(Stored items from a collection)
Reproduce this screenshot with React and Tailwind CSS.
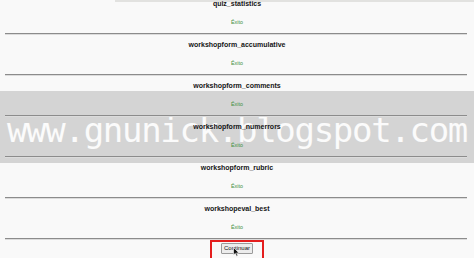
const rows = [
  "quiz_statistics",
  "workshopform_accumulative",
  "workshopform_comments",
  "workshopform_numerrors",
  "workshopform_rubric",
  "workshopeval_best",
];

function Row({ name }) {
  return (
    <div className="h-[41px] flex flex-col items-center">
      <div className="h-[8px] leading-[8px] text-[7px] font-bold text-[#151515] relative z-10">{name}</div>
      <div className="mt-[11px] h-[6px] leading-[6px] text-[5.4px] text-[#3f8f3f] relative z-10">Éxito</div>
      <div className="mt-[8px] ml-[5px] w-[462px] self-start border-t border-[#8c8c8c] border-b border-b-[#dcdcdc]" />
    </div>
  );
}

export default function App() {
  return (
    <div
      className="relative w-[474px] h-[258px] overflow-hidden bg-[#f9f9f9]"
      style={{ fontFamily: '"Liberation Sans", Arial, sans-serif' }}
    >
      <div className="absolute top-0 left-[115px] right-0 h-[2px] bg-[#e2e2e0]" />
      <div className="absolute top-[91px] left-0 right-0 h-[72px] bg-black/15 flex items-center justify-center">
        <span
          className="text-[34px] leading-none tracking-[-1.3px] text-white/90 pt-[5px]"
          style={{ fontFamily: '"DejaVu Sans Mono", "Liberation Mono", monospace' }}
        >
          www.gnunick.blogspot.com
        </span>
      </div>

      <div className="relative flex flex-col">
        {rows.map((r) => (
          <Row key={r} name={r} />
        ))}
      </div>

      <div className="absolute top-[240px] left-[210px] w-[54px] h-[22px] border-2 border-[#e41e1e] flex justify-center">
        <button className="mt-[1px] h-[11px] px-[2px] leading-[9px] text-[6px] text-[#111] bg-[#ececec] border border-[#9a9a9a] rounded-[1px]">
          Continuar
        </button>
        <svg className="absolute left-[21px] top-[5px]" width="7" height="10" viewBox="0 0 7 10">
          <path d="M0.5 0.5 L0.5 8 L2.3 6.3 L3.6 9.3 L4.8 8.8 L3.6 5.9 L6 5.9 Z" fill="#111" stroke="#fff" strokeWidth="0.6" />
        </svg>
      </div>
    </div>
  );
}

...

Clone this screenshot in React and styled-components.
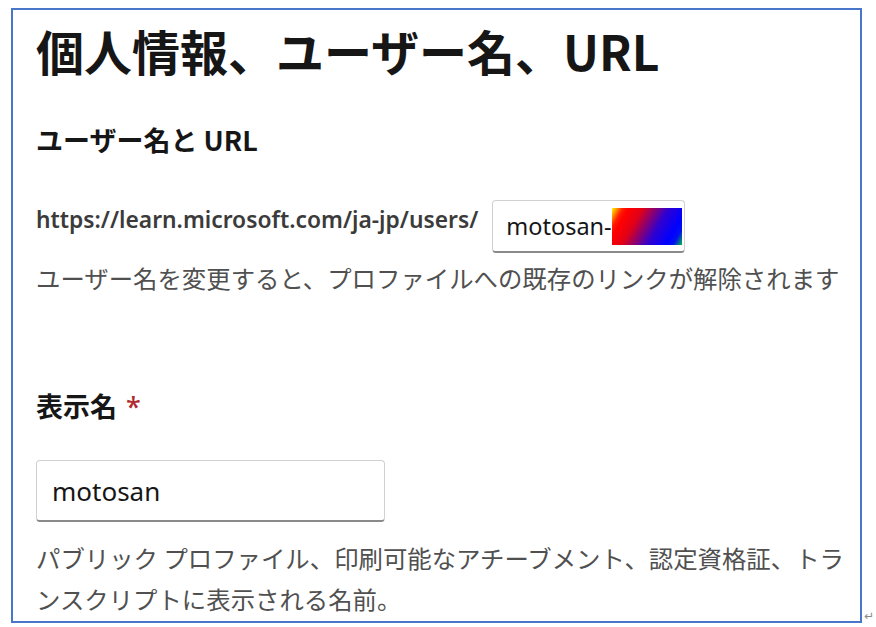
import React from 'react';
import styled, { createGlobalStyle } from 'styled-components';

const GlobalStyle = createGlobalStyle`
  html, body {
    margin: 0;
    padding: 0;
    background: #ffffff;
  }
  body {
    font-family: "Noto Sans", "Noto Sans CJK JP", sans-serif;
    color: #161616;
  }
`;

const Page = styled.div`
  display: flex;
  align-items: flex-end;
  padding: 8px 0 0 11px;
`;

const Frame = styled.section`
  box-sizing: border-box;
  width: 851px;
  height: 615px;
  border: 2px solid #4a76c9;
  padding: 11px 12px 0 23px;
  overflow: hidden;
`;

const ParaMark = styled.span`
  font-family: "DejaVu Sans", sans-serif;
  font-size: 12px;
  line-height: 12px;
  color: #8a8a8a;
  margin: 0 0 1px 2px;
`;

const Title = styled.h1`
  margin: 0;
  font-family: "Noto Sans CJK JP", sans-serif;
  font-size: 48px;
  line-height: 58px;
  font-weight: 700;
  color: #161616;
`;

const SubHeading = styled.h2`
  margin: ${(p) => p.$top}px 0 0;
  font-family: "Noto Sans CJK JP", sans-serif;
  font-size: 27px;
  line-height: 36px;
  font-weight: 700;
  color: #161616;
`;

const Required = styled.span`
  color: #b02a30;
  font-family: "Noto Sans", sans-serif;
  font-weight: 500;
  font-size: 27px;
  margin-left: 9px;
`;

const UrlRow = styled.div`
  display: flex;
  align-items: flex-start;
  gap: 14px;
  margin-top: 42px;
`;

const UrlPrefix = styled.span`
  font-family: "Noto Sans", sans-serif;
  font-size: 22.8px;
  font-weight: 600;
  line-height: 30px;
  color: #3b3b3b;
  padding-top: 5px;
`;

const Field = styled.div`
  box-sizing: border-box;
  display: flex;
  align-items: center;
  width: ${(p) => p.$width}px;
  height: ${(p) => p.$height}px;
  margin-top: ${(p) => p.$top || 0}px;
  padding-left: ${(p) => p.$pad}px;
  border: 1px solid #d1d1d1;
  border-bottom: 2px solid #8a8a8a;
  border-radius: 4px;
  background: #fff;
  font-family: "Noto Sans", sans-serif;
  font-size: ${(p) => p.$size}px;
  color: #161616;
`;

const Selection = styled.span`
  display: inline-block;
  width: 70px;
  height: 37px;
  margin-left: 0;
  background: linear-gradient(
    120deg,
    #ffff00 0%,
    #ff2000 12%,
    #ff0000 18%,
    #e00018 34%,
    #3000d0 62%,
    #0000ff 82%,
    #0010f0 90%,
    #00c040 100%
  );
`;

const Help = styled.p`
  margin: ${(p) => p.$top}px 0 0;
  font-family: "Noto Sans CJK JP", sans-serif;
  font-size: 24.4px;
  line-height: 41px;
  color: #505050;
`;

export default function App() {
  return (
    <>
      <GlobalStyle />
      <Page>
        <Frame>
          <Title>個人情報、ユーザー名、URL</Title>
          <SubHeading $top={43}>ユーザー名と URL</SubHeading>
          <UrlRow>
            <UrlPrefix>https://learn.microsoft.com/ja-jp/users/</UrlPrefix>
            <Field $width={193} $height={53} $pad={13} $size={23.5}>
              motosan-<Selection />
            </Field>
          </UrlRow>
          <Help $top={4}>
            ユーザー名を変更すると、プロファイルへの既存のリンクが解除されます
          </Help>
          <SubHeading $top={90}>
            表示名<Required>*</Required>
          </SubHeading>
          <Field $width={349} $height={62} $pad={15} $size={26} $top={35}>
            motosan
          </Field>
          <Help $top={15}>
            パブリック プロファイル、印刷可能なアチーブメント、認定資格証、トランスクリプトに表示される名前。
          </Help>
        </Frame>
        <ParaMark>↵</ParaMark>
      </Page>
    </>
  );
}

— Instruction —
Find the lines containing "components" and pull them out.

— Expected output —
Clone this screenshot in React and styled-components.
import styled, { createGlobalStyle } from 'styled-components';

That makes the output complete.